* Aim *
Look at each line of the records and count those with "components" in them. Please answer with the count alone.
** START Given records **
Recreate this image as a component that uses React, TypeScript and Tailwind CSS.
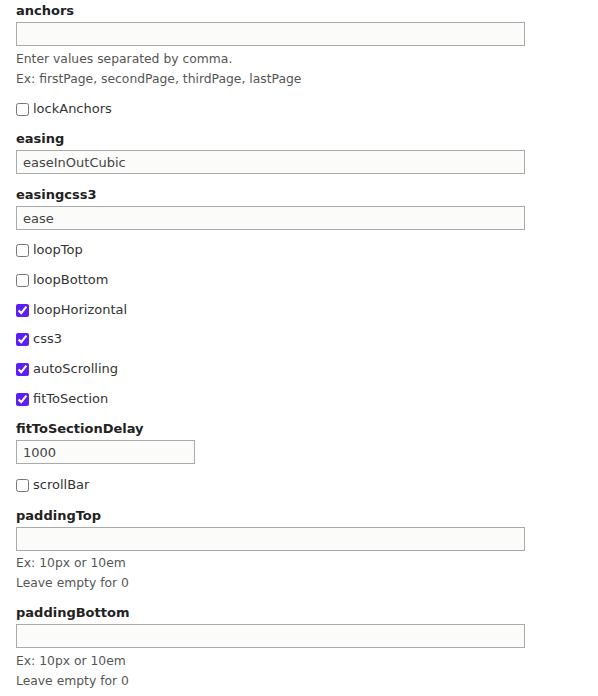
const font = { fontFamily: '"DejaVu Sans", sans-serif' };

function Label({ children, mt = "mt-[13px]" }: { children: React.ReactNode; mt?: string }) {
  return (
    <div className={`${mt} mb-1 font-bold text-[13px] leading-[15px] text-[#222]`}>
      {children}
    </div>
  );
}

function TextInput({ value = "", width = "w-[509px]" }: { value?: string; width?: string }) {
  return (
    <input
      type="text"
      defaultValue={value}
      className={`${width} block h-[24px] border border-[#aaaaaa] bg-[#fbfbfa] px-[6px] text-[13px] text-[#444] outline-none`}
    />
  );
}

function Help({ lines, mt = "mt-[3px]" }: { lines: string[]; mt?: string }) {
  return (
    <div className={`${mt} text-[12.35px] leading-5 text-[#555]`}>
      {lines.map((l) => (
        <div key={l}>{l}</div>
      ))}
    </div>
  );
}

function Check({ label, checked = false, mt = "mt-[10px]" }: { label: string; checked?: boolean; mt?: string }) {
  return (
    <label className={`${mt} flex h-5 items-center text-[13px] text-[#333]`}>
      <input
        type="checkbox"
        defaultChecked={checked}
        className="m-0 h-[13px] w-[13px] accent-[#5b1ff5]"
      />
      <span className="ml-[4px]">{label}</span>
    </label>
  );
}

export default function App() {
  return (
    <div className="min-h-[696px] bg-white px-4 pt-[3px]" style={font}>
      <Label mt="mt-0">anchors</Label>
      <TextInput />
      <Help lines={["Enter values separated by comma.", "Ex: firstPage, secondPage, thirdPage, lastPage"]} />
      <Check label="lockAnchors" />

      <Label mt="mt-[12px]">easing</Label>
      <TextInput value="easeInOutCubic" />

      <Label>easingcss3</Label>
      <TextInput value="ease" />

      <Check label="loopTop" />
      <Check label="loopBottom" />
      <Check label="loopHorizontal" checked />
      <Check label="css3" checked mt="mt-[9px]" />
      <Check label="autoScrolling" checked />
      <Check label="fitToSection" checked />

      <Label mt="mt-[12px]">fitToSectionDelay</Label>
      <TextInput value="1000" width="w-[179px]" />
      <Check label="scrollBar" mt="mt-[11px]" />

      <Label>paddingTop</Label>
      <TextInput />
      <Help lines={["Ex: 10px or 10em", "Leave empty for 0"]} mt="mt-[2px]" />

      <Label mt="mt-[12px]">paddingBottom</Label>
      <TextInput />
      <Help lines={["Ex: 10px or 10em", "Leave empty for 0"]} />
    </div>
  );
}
** END Given records **
** START Given records **
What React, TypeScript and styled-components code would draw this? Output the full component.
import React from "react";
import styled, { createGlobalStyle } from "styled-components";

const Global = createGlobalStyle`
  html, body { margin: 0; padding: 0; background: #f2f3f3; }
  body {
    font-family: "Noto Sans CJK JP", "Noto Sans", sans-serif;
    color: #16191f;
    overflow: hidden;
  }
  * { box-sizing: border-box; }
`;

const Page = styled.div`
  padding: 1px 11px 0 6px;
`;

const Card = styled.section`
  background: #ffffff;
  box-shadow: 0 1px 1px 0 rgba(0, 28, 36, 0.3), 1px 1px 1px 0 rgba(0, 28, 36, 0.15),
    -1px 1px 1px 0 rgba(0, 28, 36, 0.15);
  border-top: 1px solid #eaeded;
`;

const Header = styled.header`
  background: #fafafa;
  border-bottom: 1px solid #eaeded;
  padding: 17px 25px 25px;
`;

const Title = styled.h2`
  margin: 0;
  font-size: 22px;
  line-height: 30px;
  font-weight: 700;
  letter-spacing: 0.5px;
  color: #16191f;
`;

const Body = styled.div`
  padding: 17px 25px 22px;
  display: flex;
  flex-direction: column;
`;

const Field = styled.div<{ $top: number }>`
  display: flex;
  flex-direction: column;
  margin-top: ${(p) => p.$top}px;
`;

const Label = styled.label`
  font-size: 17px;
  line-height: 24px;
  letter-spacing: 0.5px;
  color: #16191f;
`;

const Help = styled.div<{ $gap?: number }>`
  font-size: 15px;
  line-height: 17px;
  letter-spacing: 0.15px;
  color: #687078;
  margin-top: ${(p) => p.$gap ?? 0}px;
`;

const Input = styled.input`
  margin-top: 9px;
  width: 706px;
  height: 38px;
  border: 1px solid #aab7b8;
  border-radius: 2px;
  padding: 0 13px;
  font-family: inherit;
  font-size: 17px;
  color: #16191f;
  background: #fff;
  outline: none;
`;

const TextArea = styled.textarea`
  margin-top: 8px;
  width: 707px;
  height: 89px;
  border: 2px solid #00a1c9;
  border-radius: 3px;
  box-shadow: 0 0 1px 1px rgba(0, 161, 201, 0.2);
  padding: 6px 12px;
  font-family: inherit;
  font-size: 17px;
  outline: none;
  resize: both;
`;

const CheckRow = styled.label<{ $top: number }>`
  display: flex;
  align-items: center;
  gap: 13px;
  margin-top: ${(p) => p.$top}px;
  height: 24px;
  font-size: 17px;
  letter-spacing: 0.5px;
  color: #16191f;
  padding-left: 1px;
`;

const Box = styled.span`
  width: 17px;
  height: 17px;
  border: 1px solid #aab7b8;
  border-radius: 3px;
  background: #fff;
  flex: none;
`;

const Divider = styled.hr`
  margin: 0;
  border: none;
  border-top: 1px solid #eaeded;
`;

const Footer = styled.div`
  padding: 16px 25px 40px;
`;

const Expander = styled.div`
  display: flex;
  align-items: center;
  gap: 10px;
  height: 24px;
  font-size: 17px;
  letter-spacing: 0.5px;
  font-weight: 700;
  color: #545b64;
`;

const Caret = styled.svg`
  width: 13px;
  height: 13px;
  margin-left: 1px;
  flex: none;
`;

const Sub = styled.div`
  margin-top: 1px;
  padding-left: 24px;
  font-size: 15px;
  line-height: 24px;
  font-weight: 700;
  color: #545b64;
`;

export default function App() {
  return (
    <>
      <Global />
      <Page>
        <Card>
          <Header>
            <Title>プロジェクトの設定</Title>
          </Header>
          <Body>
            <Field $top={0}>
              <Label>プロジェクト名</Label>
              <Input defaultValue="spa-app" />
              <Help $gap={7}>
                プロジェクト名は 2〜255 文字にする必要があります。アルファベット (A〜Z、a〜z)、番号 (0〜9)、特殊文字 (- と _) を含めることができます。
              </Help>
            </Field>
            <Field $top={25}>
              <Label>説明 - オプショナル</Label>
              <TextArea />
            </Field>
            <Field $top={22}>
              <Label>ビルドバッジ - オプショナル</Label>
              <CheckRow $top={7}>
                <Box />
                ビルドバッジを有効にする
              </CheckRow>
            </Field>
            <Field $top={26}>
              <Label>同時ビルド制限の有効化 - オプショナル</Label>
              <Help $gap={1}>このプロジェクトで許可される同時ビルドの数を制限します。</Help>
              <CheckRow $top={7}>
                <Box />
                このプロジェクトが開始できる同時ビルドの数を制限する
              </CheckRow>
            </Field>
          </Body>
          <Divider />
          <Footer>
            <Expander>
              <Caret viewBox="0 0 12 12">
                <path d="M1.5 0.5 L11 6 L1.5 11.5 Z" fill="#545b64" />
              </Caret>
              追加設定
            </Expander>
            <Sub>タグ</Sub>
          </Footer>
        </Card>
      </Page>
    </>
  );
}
** END Given records **
* Response for this exercise *
2